Nor After Negatives
The conjunction nor can serve either as a coordinating conjunction or as part of the correlative conjunction neither . . . nor. As a coordinating conjunction, it can join a complete independent clause. When used in this way, it continues the negative state in the preceding clause (usually shown by not, no, never, etc.). Here we see its role in continuing a negative state.
He left and I never saw him again, nor did I regret it. Random House, p. 1321.
The word nor also joins elements in a series within a given clause. It can appear even if a negative state already exists. At least according to Random House, the word nor can follow other negatives:
They won’t wait for you, nor for me, nor for anybody. Random House, p. 1321.
Personally, I prefer to use the word or when a negative has already been established in the sentence or clause. Bryan Garner concurs:
Where the negative of a clause has already appeared and a disjunctive conjunction is needed, or is generally better than nor. The initial negative carries through to all the elements in an enumeration. Garner Legal, p. 597 and Garner Oxford, p. 230.
In Garner Legal, we find this example:
When on the witness stand at the trial of this case, he could not see the trial judge nor [read or] the examiner who was five feet away. Garner Legal, p. 597.
In Garner Oxford, this example appears:
There have been no bombings nor [read or] armed attacks by one side against the other. Garner Oxford, p. 230.
Thus, if I had to edit the Random House example of nor joining elements in a series when a negative has already been established, I would opt for or:
They won’t wait for you, or for me, or for anybody.
Starting a Sentence with Nor
Finally, notice in the editorial by The Washington Post quoted earlier that the writer began a sentence with Nor. Notice also the need to invert the sentence: “Nor is it the case . . . .” Here the subject it follows the verb is.
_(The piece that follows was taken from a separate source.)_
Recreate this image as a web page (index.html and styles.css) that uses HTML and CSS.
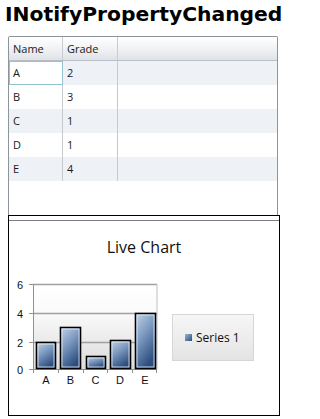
FILE: index.html
```html
<!DOCTYPE html>
<html>
<head>
<meta charset="utf-8">
<link rel="stylesheet" href="styles.css">
</head>
<body>
<h1 class="title">INotifyPropertyChanged</h1>
<div class="grid">
  <div class="row header">
    <div class="cell c1">Name</div>
    <div class="cell c2">Grade</div>
    <div class="cell c3"></div>
  </div>
  <div class="row alt">
    <div class="cell c1 selected">A</div>
    <div class="cell c2">2</div>
    <div class="cell c3"></div>
  </div>
  <div class="row">
    <div class="cell c1">B</div>
    <div class="cell c2">3</div>
    <div class="cell c3"></div>
  </div>
  <div class="row alt">
    <div class="cell c1">C</div>
    <div class="cell c2">1</div>
    <div class="cell c3"></div>
  </div>
  <div class="row">
    <div class="cell c1">D</div>
    <div class="cell c2">1</div>
    <div class="cell c3"></div>
  </div>
  <div class="row alt">
    <div class="cell c1">E</div>
    <div class="cell c2">4</div>
    <div class="cell c3"></div>
  </div>
</div>
<div class="chart">
  <div class="splitter"></div>
  <div class="chart-title">Live Chart</div>
  <div class="chart-body">
    <svg class="plot" width="160" height="116" viewBox="0 0 160 116" xmlns="http://www.w3.org/2000/svg">
      <defs>
        <linearGradient id="bg" x1="0" y1="0" x2="0" y2="1">
          <stop offset="0" stop-color="#ffffff"/>
          <stop offset="0.3" stop-color="#fbfbfb"/>
          <stop offset="1" stop-color="#dcdcdc"/>
        </linearGradient>
        <linearGradient id="bar" x1="0" y1="0" x2="0.5" y2="1">
          <stop offset="0" stop-color="#c4d3e6"/>
          <stop offset="0.45" stop-color="#7f9cc2"/>
          <stop offset="1" stop-color="#2c4d7e"/>
        </linearGradient>
      </defs>
      <rect x="24" y="10" width="124" height="85" fill="url(#bg)"/>
      <line x1="24" y1="10.5" x2="148" y2="10.5" stroke="#a0a0a0" stroke-width="1.5"/>
      <line x1="24" y1="39.5" x2="148" y2="39.5" stroke="#a0a0a0" stroke-width="1.5"/>
      <line x1="24" y1="68.5" x2="148" y2="68.5" stroke="#a0a0a0" stroke-width="1.5"/>
      <line x1="148" y1="10" x2="148" y2="95" stroke="#c0c0c0" stroke-width="1"/>
      <line x1="24.5" y1="10" x2="24.5" y2="96" stroke="#909090" stroke-width="1"/>
      <line x1="24" y1="95.5" x2="148" y2="95.5" stroke="#909090" stroke-width="1"/>
      <g stroke="#909090" stroke-width="1">
        <line x1="20" y1="10.5" x2="24" y2="10.5"/>
        <line x1="20" y1="39.5" x2="24" y2="39.5"/>
        <line x1="20" y1="68.5" x2="24" y2="68.5"/>
        <line x1="20" y1="95.5" x2="24" y2="95.5"/>
        <line x1="24.5" y1="95" x2="24.5" y2="99"/>
        <line x1="49.5" y1="95" x2="49.5" y2="99"/>
        <line x1="74.5" y1="95" x2="74.5" y2="99"/>
        <line x1="98.5" y1="95" x2="98.5" y2="99"/>
        <line x1="123.5" y1="95" x2="123.5" y2="99"/>
        <line x1="147.5" y1="95" x2="147.5" y2="99"/>
      </g>
      <g class="bars">
        <rect x="27.5" y="68.5" width="19" height="26" fill="url(#bar)" stroke="#000" stroke-width="1.6"/>
        <rect x="51.5" y="53.5" width="20" height="41" fill="url(#bar)" stroke="#000" stroke-width="1.6"/>
        <rect x="77.5" y="82.5" width="19" height="12" fill="url(#bar)" stroke="#000" stroke-width="1.6"/>
        <rect x="101.5" y="66.5" width="20" height="28" fill="url(#bar)" stroke="#000" stroke-width="1.6"/>
        <rect x="126.5" y="39.5" width="20" height="55" fill="url(#bar)" stroke="#000" stroke-width="1.6"/>
      </g>
      <g fill="none" stroke="#e8eef6" stroke-width="0.8">
        <rect x="29" y="70" width="16" height="23"/>
        <rect x="53" y="55" width="17" height="38"/>
        <rect x="79" y="84" width="16" height="9"/>
        <rect x="103" y="68" width="17" height="25"/>
        <rect x="128" y="41" width="17" height="52"/>
      </g>
      <g class="ylab" text-anchor="end">
        <text x="14" y="14.5">6</text>
        <text x="14" y="43.5">4</text>
        <text x="14" y="72.5">2</text>
        <text x="14" y="99.5">0</text>
      </g>
      <g class="xlab" text-anchor="middle">
        <text x="37" y="110">A</text>
        <text x="61.5" y="110">B</text>
        <text x="86.5" y="110">C</text>
        <text x="111" y="110">D</text>
        <text x="136" y="110">E</text>
      </g>
    </svg>
    <div class="legend">
      <span class="swatch"></span><span class="legend-text">Series 1</span>
    </div>
  </div>
</div>
</body>
</html>
```
FILE: styles.css
```css
html, body {
  margin: 0;
  padding: 0;
  background: #ffffff;
}
body {
  width: 282px;
  height: 419px;
  overflow: hidden;
  font-family: "Open Sans", "Noto Sans", sans-serif;
}
.title {
  margin: 0;
  padding: 2px 0 0 5px;
  height: 33px;
  box-sizing: border-box;
  font-family: "DejaVu Sans", Verdana, sans-serif;
  font-weight: bold;
  font-size: 20.3px;
  line-height: 25px;
  color: #000;
  white-space: nowrap;
}
.grid {
  margin-top: 3px;
  margin-left: 8px;
  width: 270px;
  height: 179px;
  box-sizing: border-box;
  border: 1px solid #8e949c;
  border-bottom: none;
  border-radius: 2px 2px 0 0;
  background: #fff;
}
.row {
  display: flex;
  height: 24px;
  background: #fff;
}
.row.alt {
  background: #eef1f6;
}
.row.header {
  height: 24px;
  background: linear-gradient(#ffffff, #f4f5f7 40%, #dfe2e7);
  border-bottom: 1px solid #b9bec6;
  box-sizing: border-box;
}
.cell {
  box-sizing: border-box;
  font-size: 11px;
  line-height: 24px;
  color: #1a1a1a;
  padding-left: 4px;
}
.header .cell {
  line-height: 23px;
}
.c1 {
  width: 54px;
  border-right: 1px solid #c6c9ce;
}
.c2 {
  width: 55px;
  border-right: 1px solid #c6c9ce;
}
.c3 {
  flex: 1;
}
.header .c1, .header .c2 {
  border-right: 1px solid #c9ccd2;
}
.cell.selected {
  border: 1px solid #93c3d3;
  background: #fff;
  line-height: 22px;
  padding-left: 3px;
}
.chart {
  margin-left: 8px;
  width: 272px;
  height: 201px;
  box-sizing: border-box;
  border: 1px solid #000;
  background: #fff;
}
.splitter {
  margin-top: 4px;
  height: 1px;
  background: #7c8088;
}
.chart-title {
  margin-top: 16px;
  height: 20px;
  text-align: center;
  font-size: 16px;
  line-height: 20px;
  color: #111;
}
.chart-body {
  display: flex;
  align-items: flex-start;
  margin-top: 17px;
}
.plot {
  display: block;
  flex: none;
}
.plot text {
  font-family: "Liberation Sans", Arial, sans-serif;
  font-size: 11px;
  fill: #111;
}
.legend {
  margin-top: 40px;
  margin-left: 3px;
  width: 82px;
  height: 47px;
  box-sizing: border-box;
  border: 1px solid #d6d6d6;
  background: linear-gradient(#f6f6f6, #e4e4e4);
  display: flex;
  align-items: center;
  padding-left: 12px;
}
.swatch {
  display: inline-block;
  width: 7px;
  height: 7px;
  background: linear-gradient(135deg, #9db3d2, #2c4d7e);
  margin-right: 4px;
}
.legend-text {
  font-size: 12px;
  line-height: 14px;
  color: #111;
}
```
The same will hold true for an action verb in a sentence begun by Nor. You will have to use an auxiliary verb and put the subject between the auxiliary and the main verb. Study the Random House example above: “. . . nor did I regret it.”
Try it out. Whenever you begin a clause with Nor, you’ll have to invert the clause, by putting the verb to be before the subject (Nor am I happy about his development) or by using an auxiliary (will, do, have, others) and putting the subject between the auxiliary and the main verb (Nor will he listen to me).
We saw the same need to invert when we started a sentence with the correlative conjunction not only . . . but (also).
The Postal Service’s Slogan
Writers often ask if they can use multiple nors in a series. I always respond by citing … The U.S. Postal Service:
Neither snow, nor rain, nor heat, nor gloom of night stays these couriers from the swift completion of their appointed rounds.
Or I respond by citing the keeper of the Queen’s English, Mr. Henry Fowler:
The type neither .. nor .. nor clearly falls within the bounds of legitimacy: e.g., Neither rain, nor cold, nor obscure polling places could keep voters from their civic duty yesterday (referring to a U.S. presidential election); But the comment that receives the heartiest agreement concerns neither the war, nor the earthquake, nor the crime rate—Observer Mag. 1992. New Fowler, p. 527.